Integrating Policy and Funding Guidance
Many agencies rely on Highway Safety Improvement Program (HSIP) funds to cover guardrail upgrades, and HSIP requires data-driven justification. By documenting the inputs and outputs from this calculator, safety engineers can demonstrate benefit-cost ratios, particularly when combining retirement with systemic safety treatments like shoulder widening or rumble strips. Additionally, the Infrastructure Investment and Jobs Act encourages state DOTs to maintain TAMPs that include ancillary assets such as guardrails. Using a transparent model to forecast retirement needs helps satisfy federal oversight and audit requirements, especially when tied to authoritative resources like the FHWA’s Guardrail and Barrier Guide or university-led crashworthiness studies.
Universities, including many within the Cooperative Transportation Research Program, offer testing data that can support your assumptions.

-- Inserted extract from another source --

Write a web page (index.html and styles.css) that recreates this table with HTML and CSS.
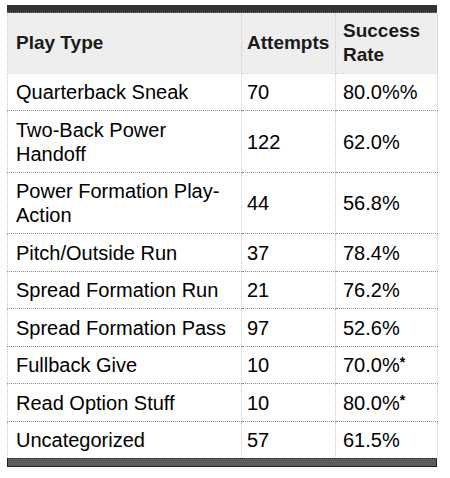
FILE: index.html
```html
<!DOCTYPE html>
<html>
<head>
<meta charset="utf-8">
<link rel="stylesheet" href="styles.css">
</head>
<body>
<div class="wrap">
  <div class="bar-top"></div>
  <table class="stats">
    <colgroup>
      <col class="c1"><col class="c2"><col class="c3">
    </colgroup>
    <thead>
      <tr><th>Play Type</th><th>Attempts</th><th>Success Rate</th></tr>
    </thead>
    <tbody>
      <tr><td>Quarterback Sneak</td><td>70</td><td>80.0%%</td></tr>
      <tr><td>Two-Back Power Handoff</td><td>122</td><td>62.0%</td></tr>
      <tr><td>Power Formation Play-Action</td><td>44</td><td>56.8%</td></tr>
      <tr><td>Pitch/Outside Run</td><td>37</td><td>78.4%</td></tr>
      <tr><td>Spread Formation Run</td><td>21</td><td>76.2%</td></tr>
      <tr><td>Spread Formation Pass</td><td>97</td><td>52.6%</td></tr>
      <tr><td>Fullback Give</td><td>10</td><td>70.0%<sup>*</sup></td></tr>
      <tr><td>Read Option Stuff</td><td>10</td><td>80.0%<sup>*</sup></td></tr>
      <tr><td>Uncategorized</td><td>57</td><td>61.5%</td></tr>
    </tbody>
  </table>
  <div class="bar-bottom"></div>
</div>
</body>
</html>
```
FILE: styles.css
```css
html, body {
  margin: 0;
  padding: 0;
  background: #fff;
}
.wrap {
  width: 430px;
  padding: 5px 0 0 7px;
}
.bar-top {
  height: 7px;
  background: #333;
  border-bottom: 1px dotted #777;
}
.stats {
  width: 430px;
  border-collapse: collapse;
  table-layout: fixed;
  font-family: "Liberation Sans", Arial, sans-serif;
  font-size: 20px;
  line-height: 24px;
  color: #000;
}
.c1 { width: 234px; }
.c2 { width: 94px; }
.c3 { width: 102px; }
.stats th, .stats td {
  padding: 6.5px 8px 6px 8px;
  text-align: left;
  vertical-align: middle;
  border-left: 1px dotted #c8c8c8;
  border-right: 1px dotted #c8c8c8;
  border-bottom: 1px dotted #8a8a8a;
}
.stats th {
  background: #eeeeee;
  font-weight: bold;
  font-size: 19px;
  line-height: 24px;
  padding-top: 5.5px;
  color: #1a1a1a;
  border-bottom: 1px dotted #d0d0d0;
}
.stats td:nth-child(2), .stats th:nth-child(2) {
  padding-left: 5px;
}
.stats td:nth-child(3), .stats th:nth-child(3) {
  padding-left: 7px;
}
.stats tbody tr:last-child td {
  border-bottom: none;
}
.stats sup {
  font-size: 14px;
  font-weight: bold;
  line-height: 0;
  vertical-align: 5px;
}
.bar-bottom {
  height: 7px;
  background: #5c5c5c;
  border: 1px solid #222;
  border-top: 1px dotted #222;
}
```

For example, a report from a land-grant institution might show that retrofitted terminals reduce maintenance visits by 35 percent annually, which translates directly into the maintenance savings input. Combining field data and academic research makes the calculator more defensible during reviews by executive leadership or legislative committees.
Practical Tips for Maximizing Calculator Value
- Update inflation assumptions quarterly, especially when steel markets are volatile.
- Integrate the calculator with GIS-based asset inventories to automatically pull length and age data.
- Run sensitivity analyses by adjusting the discount rate to reflect different financing strategies, such as pay-as-you-go versus bond issuance.
- Pair the retirement plan with inspection photos or condition indices to provide visual evidence during budget hearings.
- Document each calculation run, including date and data source, to create an audit trail aligned with state asset management policies.
By taking these steps, agencies ensure that the guardrail retirement calculator is not just an isolated spreadsheet but part of a larger culture of evidence-based decision-making. Doing so supports safer roads, more predictable budgets, and better stewardship of public funds.